• Information supplied:
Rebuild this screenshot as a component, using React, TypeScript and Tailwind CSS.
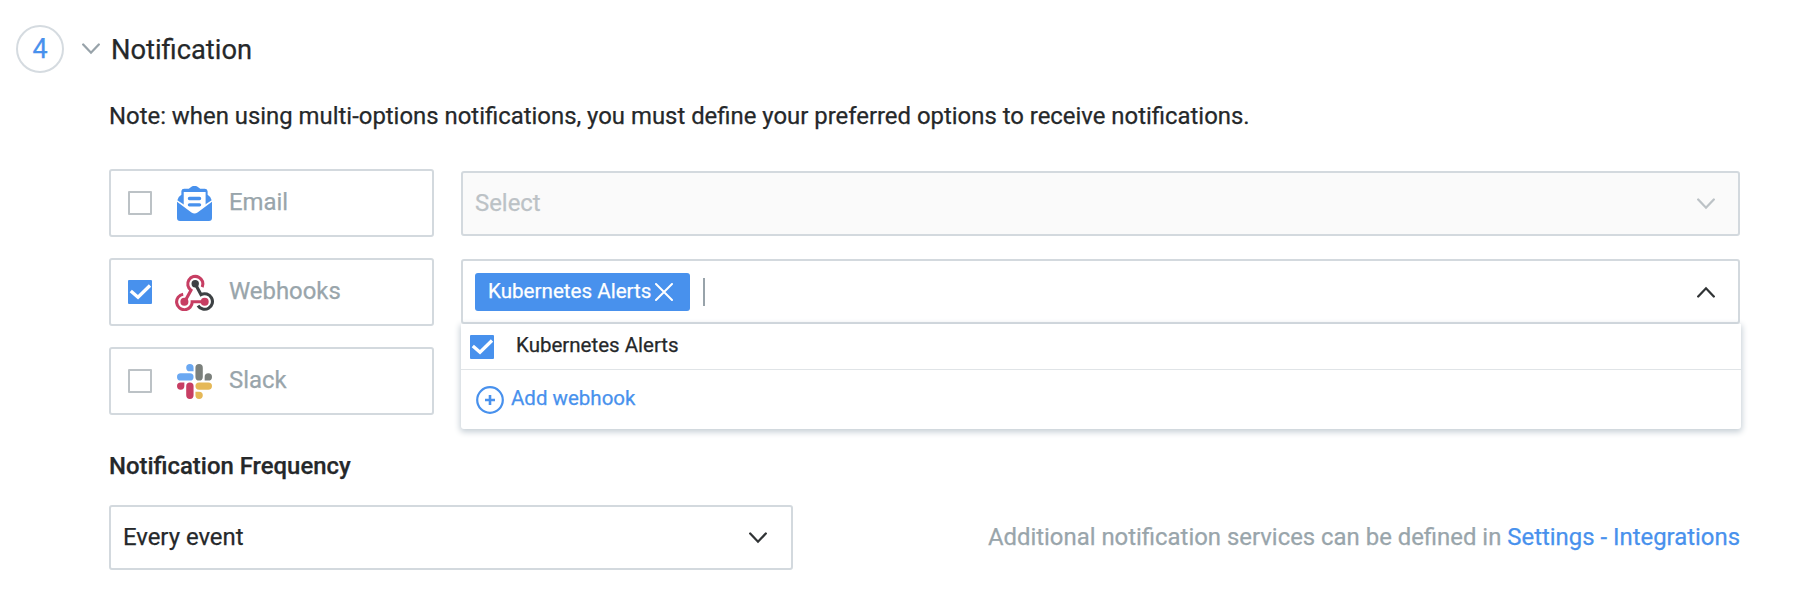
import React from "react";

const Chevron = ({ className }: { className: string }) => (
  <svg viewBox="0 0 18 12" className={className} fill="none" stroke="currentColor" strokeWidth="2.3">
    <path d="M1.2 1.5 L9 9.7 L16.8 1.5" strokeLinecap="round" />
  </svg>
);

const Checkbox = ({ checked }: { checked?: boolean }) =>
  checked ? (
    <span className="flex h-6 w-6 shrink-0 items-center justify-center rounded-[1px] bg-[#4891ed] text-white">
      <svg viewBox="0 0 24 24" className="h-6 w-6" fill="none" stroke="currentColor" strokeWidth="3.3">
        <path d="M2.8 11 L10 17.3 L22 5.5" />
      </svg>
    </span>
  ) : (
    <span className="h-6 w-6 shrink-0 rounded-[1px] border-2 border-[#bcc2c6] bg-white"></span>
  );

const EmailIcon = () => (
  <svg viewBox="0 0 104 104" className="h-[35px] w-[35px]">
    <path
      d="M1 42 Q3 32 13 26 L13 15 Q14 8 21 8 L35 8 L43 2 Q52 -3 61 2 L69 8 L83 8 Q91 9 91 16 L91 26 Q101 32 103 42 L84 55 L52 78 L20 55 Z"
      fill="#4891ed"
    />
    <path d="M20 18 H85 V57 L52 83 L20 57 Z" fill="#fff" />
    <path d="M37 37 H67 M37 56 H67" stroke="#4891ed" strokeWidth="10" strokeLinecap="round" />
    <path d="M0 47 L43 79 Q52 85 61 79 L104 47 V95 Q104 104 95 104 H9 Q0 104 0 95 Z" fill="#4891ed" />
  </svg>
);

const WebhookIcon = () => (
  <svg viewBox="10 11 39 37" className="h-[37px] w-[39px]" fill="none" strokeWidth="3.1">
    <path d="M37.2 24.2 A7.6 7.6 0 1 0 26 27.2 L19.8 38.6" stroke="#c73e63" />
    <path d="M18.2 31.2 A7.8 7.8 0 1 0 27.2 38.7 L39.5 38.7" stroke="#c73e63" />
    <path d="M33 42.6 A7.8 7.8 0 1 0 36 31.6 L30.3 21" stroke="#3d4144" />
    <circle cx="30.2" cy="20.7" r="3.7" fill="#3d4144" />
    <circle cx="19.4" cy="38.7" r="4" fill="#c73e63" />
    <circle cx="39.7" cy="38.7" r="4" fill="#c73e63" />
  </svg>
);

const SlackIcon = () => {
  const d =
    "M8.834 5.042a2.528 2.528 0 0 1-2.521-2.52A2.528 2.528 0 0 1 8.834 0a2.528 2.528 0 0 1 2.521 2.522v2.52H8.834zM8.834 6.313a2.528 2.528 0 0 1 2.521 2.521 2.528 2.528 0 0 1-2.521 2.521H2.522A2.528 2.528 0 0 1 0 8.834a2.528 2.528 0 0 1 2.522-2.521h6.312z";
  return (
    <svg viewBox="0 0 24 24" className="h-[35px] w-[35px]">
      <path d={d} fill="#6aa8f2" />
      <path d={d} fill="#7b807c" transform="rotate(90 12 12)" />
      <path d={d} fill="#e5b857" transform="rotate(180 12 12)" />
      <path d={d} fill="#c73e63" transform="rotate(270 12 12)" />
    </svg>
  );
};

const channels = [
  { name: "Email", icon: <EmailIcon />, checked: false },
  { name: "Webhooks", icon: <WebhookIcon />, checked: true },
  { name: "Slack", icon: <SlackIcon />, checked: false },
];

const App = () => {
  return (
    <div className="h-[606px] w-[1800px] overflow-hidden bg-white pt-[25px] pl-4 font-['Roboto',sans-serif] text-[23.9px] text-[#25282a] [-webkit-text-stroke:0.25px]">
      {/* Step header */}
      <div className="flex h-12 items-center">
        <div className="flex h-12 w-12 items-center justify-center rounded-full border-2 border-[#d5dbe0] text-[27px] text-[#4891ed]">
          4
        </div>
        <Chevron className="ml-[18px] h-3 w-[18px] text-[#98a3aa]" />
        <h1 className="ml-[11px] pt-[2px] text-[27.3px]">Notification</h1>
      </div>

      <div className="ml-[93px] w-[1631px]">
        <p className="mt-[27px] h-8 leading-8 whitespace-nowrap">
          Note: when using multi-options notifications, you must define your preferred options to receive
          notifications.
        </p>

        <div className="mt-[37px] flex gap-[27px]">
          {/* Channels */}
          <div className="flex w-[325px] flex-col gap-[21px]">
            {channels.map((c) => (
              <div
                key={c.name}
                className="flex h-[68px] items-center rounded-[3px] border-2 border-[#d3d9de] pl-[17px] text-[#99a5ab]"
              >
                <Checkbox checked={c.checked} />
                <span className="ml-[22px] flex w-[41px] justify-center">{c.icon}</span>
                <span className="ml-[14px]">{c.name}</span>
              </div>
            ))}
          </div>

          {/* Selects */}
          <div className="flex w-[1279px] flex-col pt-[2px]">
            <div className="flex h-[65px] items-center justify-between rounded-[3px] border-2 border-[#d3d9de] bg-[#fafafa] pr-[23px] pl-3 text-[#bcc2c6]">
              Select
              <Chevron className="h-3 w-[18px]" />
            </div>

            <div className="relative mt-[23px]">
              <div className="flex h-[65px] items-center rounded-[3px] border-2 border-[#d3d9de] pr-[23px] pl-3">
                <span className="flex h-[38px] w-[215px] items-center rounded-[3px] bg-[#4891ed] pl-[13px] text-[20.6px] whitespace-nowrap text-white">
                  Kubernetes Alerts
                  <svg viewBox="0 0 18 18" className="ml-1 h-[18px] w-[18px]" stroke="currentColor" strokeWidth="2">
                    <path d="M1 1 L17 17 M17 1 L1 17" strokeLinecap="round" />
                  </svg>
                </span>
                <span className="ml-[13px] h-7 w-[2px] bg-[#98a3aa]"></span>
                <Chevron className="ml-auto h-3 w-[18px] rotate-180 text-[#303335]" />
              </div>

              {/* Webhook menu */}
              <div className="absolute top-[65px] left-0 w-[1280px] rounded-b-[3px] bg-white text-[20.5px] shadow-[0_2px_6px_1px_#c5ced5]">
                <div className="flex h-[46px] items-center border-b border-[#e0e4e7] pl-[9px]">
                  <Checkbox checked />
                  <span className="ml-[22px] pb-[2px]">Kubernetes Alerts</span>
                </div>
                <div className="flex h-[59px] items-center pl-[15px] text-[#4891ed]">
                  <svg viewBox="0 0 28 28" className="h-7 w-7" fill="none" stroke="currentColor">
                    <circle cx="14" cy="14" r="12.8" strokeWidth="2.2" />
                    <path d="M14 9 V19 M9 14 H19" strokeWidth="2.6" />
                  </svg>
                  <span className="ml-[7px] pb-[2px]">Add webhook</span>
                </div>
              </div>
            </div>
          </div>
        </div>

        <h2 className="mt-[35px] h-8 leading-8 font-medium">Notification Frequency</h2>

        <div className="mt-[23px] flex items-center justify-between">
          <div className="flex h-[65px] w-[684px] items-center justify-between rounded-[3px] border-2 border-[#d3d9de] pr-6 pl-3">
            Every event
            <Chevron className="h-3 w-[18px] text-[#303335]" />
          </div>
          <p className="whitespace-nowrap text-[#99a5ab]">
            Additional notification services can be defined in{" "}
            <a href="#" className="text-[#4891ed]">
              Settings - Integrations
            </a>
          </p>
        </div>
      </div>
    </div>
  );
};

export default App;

• What is needed:
Transcribe the full listing above exactly as it stands, minus the pictures.

• Correct response:
Rebuild this screenshot as a component, using React, TypeScript and Tailwind CSS.
import React from "react";

const Chevron = ({ className }: { className: string }) => (
  <svg viewBox="0 0 18 12" className={className} fill="none" stroke="currentColor" strokeWidth="2.3">
    <path d="M1.2 1.5 L9 9.7 L16.8 1.5" strokeLinecap="round" />
  </svg>
);

const Checkbox = ({ checked }: { checked?: boolean }) =>
  checked ? (
    <span className="flex h-6 w-6 shrink-0 items-center justify-center rounded-[1px] bg-[#4891ed] text-white">
      <svg viewBox="0 0 24 24" className="h-6 w-6" fill="none" stroke="currentColor" strokeWidth="3.3">
        <path d="M2.8 11 L10 17.3 L22 5.5" />
      </svg>
    </span>
  ) : (
    <span className="h-6 w-6 shrink-0 rounded-[1px] border-2 border-[#bcc2c6] bg-white"></span>
  );

const EmailIcon = () => (
  <svg viewBox="0 0 104 104" className="h-[35px] w-[35px]">
    <path
      d="M1 42 Q3 32 13 26 L13 15 Q14 8 21 8 L35 8 L43 2 Q52 -3 61 2 L69 8 L83 8 Q91 9 91 16 L91 26 Q101 32 103 42 L84 55 L52 78 L20 55 Z"
      fill="#4891ed"
    />
    <path d="M20 18 H85 V57 L52 83 L20 57 Z" fill="#fff" />
    <path d="M37 37 H67 M37 56 H67" stroke="#4891ed" strokeWidth="10" strokeLinecap="round" />
    <path d="M0 47 L43 79 Q52 85 61 79 L104 47 V95 Q104 104 95 104 H9 Q0 104 0 95 Z" fill="#4891ed" />
  </svg>
);

const WebhookIcon = () => (
  <svg viewBox="10 11 39 37" className="h-[37px] w-[39px]" fill="none" strokeWidth="3.1">
    <path d="M37.2 24.2 A7.6 7.6 0 1 0 26 27.2 L19.8 38.6" stroke="#c73e63" />
    <path d="M18.2 31.2 A7.8 7.8 0 1 0 27.2 38.7 L39.5 38.7" stroke="#c73e63" />
    <path d="M33 42.6 A7.8 7.8 0 1 0 36 31.6 L30.3 21" stroke="#3d4144" />
    <circle cx="30.2" cy="20.7" r="3.7" fill="#3d4144" />
    <circle cx="19.4" cy="38.7" r="4" fill="#c73e63" />
    <circle cx="39.7" cy="38.7" r="4" fill="#c73e63" />
  </svg>
);

const SlackIcon = () => {
  const d =
    "M8.834 5.042a2.528 2.528 0 0 1-2.521-2.52A2.528 2.528 0 0 1 8.834 0a2.528 2.528 0 0 1 2.521 2.522v2.52H8.834zM8.834 6.313a2.528 2.528 0 0 1 2.521 2.521 2.528 2.528 0 0 1-2.521 2.521H2.522A2.528 2.528 0 0 1 0 8.834a2.528 2.528 0 0 1 2.522-2.521h6.312z";
  return (
    <svg viewBox="0 0 24 24" className="h-[35px] w-[35px]">
      <path d={d} fill="#6aa8f2" />
      <path d={d} fill="#7b807c" transform="rotate(90 12 12)" />
      <path d={d} fill="#e5b857" transform="rotate(180 12 12)" />
      <path d={d} fill="#c73e63" transform="rotate(270 12 12)" />
    </svg>
  );
};

const channels = [
  { name: "Email", icon: <EmailIcon />, checked: false },
  { name: "Webhooks", icon: <WebhookIcon />, checked: true },
  { name: "Slack", icon: <SlackIcon />, checked: false },
];

const App = () => {
  return (
    <div className="h-[606px] w-[1800px] overflow-hidden bg-white pt-[25px] pl-4 font-['Roboto',sans-serif] text-[23.9px] text-[#25282a] [-webkit-text-stroke:0.25px]">
      {/* Step header */}
      <div className="flex h-12 items-center">
        <div className="flex h-12 w-12 items-center justify-center rounded-full border-2 border-[#d5dbe0] text-[27px] text-[#4891ed]">
          4
        </div>
        <Chevron className="ml-[18px] h-3 w-[18px] text-[#98a3aa]" />
        <h1 className="ml-[11px] pt-[2px] text-[27.3px]">Notification</h1>
      </div>

      <div className="ml-[93px] w-[1631px]">
        <p className="mt-[27px] h-8 leading-8 whitespace-nowrap">
          Note: when using multi-options notifications, you must define your preferred options to receive
          notifications.
        </p>

        <div className="mt-[37px] flex gap-[27px]">
          {/* Channels */}
          <div className="flex w-[325px] flex-col gap-[21px]">
            {channels.map((c) => (
              <div
                key={c.name}
                className="flex h-[68px] items-center rounded-[3px] border-2 border-[#d3d9de] pl-[17px] text-[#99a5ab]"
              >
                <Checkbox checked={c.checked} />
                <span className="ml-[22px] flex w-[41px] justify-center">{c.icon}</span>
                <span className="ml-[14px]">{c.name}</span>
              </div>
            ))}
          </div>

          {/* Selects */}
          <div className="flex w-[1279px] flex-col pt-[2px]">
            <div className="flex h-[65px] items-center justify-between rounded-[3px] border-2 border-[#d3d9de] bg-[#fafafa] pr-[23px] pl-3 text-[#bcc2c6]">
              Select
              <Chevron className="h-3 w-[18px]" />
            </div>

            <div className="relative mt-[23px]">
              <div className="flex h-[65px] items-center rounded-[3px] border-2 border-[#d3d9de] pr-[23px] pl-3">
                <span className="flex h-[38px] w-[215px] items-center rounded-[3px] bg-[#4891ed] pl-[13px] text-[20.6px] whitespace-nowrap text-white">
                  Kubernetes Alerts
                  <svg viewBox="0 0 18 18" className="ml-1 h-[18px] w-[18px]" stroke="currentColor" strokeWidth="2">
                    <path d="M1 1 L17 17 M17 1 L1 17" strokeLinecap="round" />
                  </svg>
                </span>
                <span className="ml-[13px] h-7 w-[2px] bg-[#98a3aa]"></span>
                <Chevron className="ml-auto h-3 w-[18px] rotate-180 text-[#303335]" />
              </div>

              {/* Webhook menu */}
              <div className="absolute top-[65px] left-0 w-[1280px] rounded-b-[3px] bg-white text-[20.5px] shadow-[0_2px_6px_1px_#c5ced5]">
                <div className="flex h-[46px] items-center border-b border-[#e0e4e7] pl-[9px]">
                  <Checkbox checked />
                  <span className="ml-[22px] pb-[2px]">Kubernetes Alerts</span>
                </div>
                <div className="flex h-[59px] items-center pl-[15px] text-[#4891ed]">
                  <svg viewBox="0 0 28 28" className="h-7 w-7" fill="none" stroke="currentColor">
                    <circle cx="14" cy="14" r="12.8" strokeWidth="2.2" />
                    <path d="M14 9 V19 M9 14 H19" strokeWidth="2.6" />
                  </svg>
                  <span className="ml-[7px] pb-[2px]">Add webhook</span>
                </div>
              </div>
            </div>
          </div>
        </div>

        <h2 className="mt-[35px] h-8 leading-8 font-medium">Notification Frequency</h2>

        <div className="mt-[23px] flex items-center justify-between">
          <div className="flex h-[65px] w-[684px] items-center justify-between rounded-[3px] border-2 border-[#d3d9de] pr-6 pl-3">
            Every event
            <Chevron className="h-3 w-[18px] text-[#303335]" />
          </div>
          <p className="whitespace-nowrap text-[#99a5ab]">
            Additional notification services can be defined in{" "}
            <a href="#" className="text-[#4891ed]">
              Settings - Integrations
            </a>
          </p>
        </div>
      </div>
    </div>
  );
};

export default App;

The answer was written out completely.